On January 1st of 2014 I am going to drop off the face of the earth. Not literally, of course, but in the sense of disappearing from the digital world of internet and computers. For personal, spiritual, and perhaps even scientific reasons, I am taking a sabbatical from the social media world of Facebook, Twitter, and YouTube. I am turning my back on my numerous email inboxes (except for my work email, for hopefully obvious reasons) and even my prestigious online blog (ha!). I am refusing to keep up-to-date on global news via online networks and websites.

To put it bluntly, I am fasting from the internet for 90 days.

The majority of the world won’t know and certainly won’t care that I am going “offline” until April 1st (no fooling), but for the tiny minority that will care and will notice, I thought it best to offer a little advanced warning and a sort of explanation. No, I haven’t un-friended you on Facebook. No, I haven’t been eaten by an African lion. The world will go on without me. I'm pretty certain of that.

Outside of my co-workers, fellow Botswana residents, and the tourists/passengers on my flights, the only contact I plan to have with “the outside world” will be old fashioned snail mail sent to my company address in Gaborone.
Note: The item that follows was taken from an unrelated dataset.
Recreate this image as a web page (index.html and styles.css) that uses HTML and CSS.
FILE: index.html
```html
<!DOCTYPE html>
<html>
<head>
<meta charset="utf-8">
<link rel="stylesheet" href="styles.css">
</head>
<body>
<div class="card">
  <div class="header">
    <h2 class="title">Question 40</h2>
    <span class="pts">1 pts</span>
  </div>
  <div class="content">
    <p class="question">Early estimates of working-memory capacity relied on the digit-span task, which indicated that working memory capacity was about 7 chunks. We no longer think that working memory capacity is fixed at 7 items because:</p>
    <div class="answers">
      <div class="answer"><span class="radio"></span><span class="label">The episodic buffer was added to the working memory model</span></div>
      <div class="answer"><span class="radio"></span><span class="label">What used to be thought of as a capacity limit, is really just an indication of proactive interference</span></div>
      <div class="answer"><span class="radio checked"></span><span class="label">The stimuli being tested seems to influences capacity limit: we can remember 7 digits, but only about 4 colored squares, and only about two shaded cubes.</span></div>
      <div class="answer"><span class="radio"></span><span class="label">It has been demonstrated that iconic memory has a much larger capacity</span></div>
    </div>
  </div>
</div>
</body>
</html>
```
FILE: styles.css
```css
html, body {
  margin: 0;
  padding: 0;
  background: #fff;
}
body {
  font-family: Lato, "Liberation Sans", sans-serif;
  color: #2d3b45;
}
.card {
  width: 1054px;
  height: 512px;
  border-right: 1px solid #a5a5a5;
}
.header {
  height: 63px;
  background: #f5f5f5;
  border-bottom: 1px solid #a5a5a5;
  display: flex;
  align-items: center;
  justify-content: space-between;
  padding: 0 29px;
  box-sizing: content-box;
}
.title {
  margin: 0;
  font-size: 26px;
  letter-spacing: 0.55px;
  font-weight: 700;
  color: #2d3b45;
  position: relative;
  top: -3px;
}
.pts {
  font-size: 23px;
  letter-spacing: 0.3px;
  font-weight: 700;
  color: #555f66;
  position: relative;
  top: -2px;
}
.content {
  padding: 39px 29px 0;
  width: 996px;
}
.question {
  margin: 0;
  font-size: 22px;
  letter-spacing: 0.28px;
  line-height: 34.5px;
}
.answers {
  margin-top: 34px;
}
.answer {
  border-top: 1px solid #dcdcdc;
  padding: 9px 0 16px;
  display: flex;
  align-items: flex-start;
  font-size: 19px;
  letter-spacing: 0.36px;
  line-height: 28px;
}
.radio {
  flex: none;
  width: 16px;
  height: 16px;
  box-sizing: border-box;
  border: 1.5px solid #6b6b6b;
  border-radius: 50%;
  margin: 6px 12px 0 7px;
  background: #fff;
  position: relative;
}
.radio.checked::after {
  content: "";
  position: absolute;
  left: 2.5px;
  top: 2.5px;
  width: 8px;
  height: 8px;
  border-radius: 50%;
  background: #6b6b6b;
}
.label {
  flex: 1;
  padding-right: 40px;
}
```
If you want that address, feel free to contact my family or to look it up on the World Wide Web. Plan on 2-4 weeks of transit time for any letters you may mail. The donkey carts that deliver mail over here are pretty slow. Not really, but the time it takes for me to get mail will depend on the flight schedule of our air ambulance planes, so it is unpredictable.

In case of emergency, contact my company or my family. Or you could just call 911.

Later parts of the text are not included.